I expect that there will not be a Division at the end of our deliberations tonight. I see no point in that. We all believe that the armed forces need the right sort of legislation, and we have come a great distance in producing that, although we recognise that the Bill does not go the whole way. Hon. Members who spoke in Committee and who are not present tonight made points that need to be addressed--for example, about the way in which courts martial are to operate in future. I welcome the fact that warrant officers can be further involved. They should not be debarred from sitting on courts martial where senior officers are involved. Junior Army and naval officers regularly sit on courts martial judging officers of equal or senior rank. That issue needs to be addressed. The way in which custodial sentences are dealt with and the rights of appeal need to be reformed, and no doubt that will happen in time. Hon. Members were right to put down markers in that direction.

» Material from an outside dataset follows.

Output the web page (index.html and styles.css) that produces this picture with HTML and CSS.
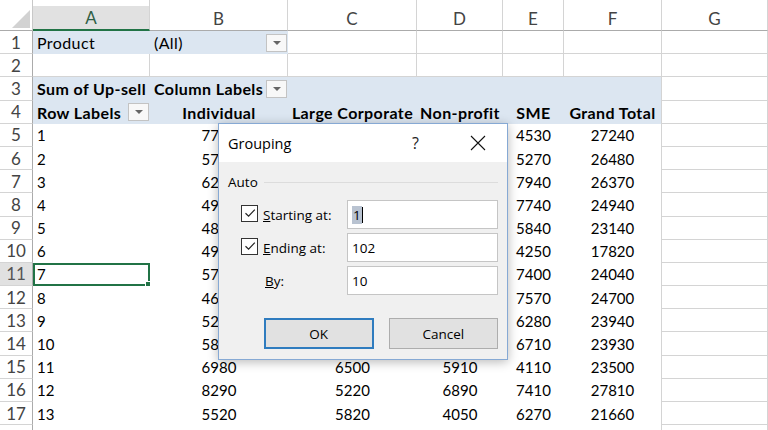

Like the right hon. Member for Walsall, South (Mr. George), the Chairman of the Defence Committee, I believe that a disservice was done to the Ministry of Defence police tonight by some of the comments that were made. The MOD police have been knocked and I believe, like him, that it is about time that the knocking stopped. If we give them increased responsibility, of course we want to make sure that they are accountable, and that that added responsibility is clearly defined, not only to them, but to their civilian colleagues and the wider population in which they will operate, so that no one is left under any illusions about what that added responsibility should mean.

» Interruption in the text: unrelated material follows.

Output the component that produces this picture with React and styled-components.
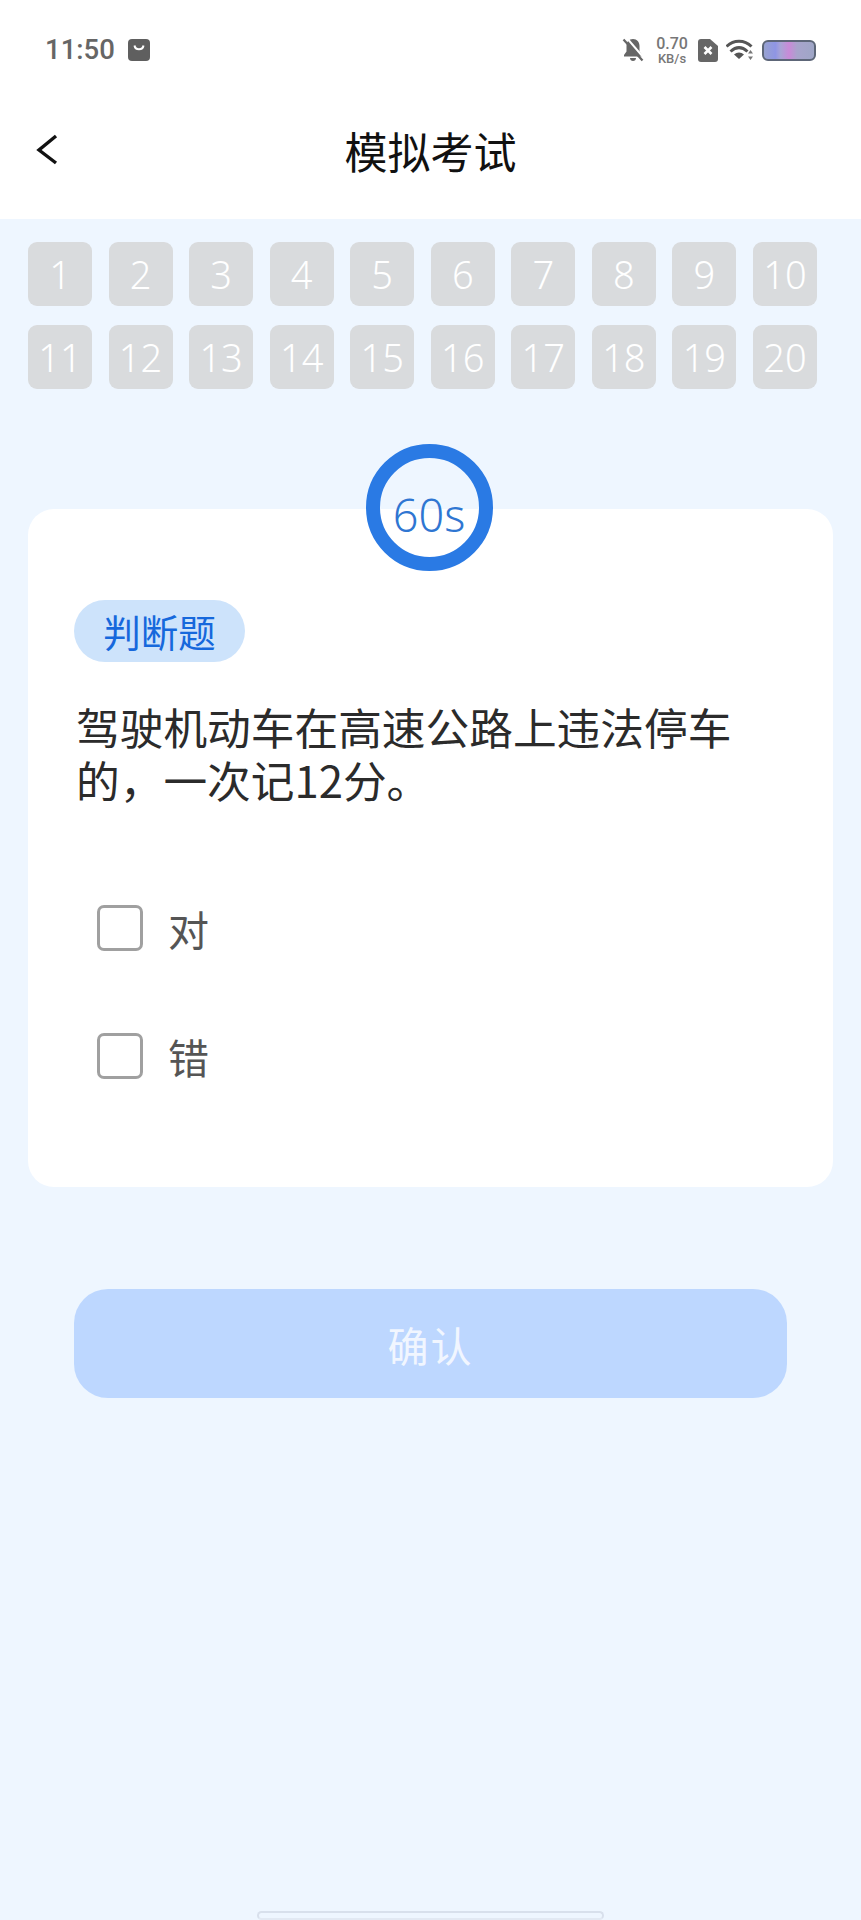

The involvement of MOD police overseas is a step in the right direction. I am mindful of the time and the fact that the hon. Member for Reigate wants to get in. We have come a long way and produced a good piece of legislation, but that cannot be the end of the story. I hope that the next review will deal properly with the outstanding issues and with tri-service discipline. I agree with the hon. Member for Dunfermline, West that the Committee should have a year in which to undertake such a review.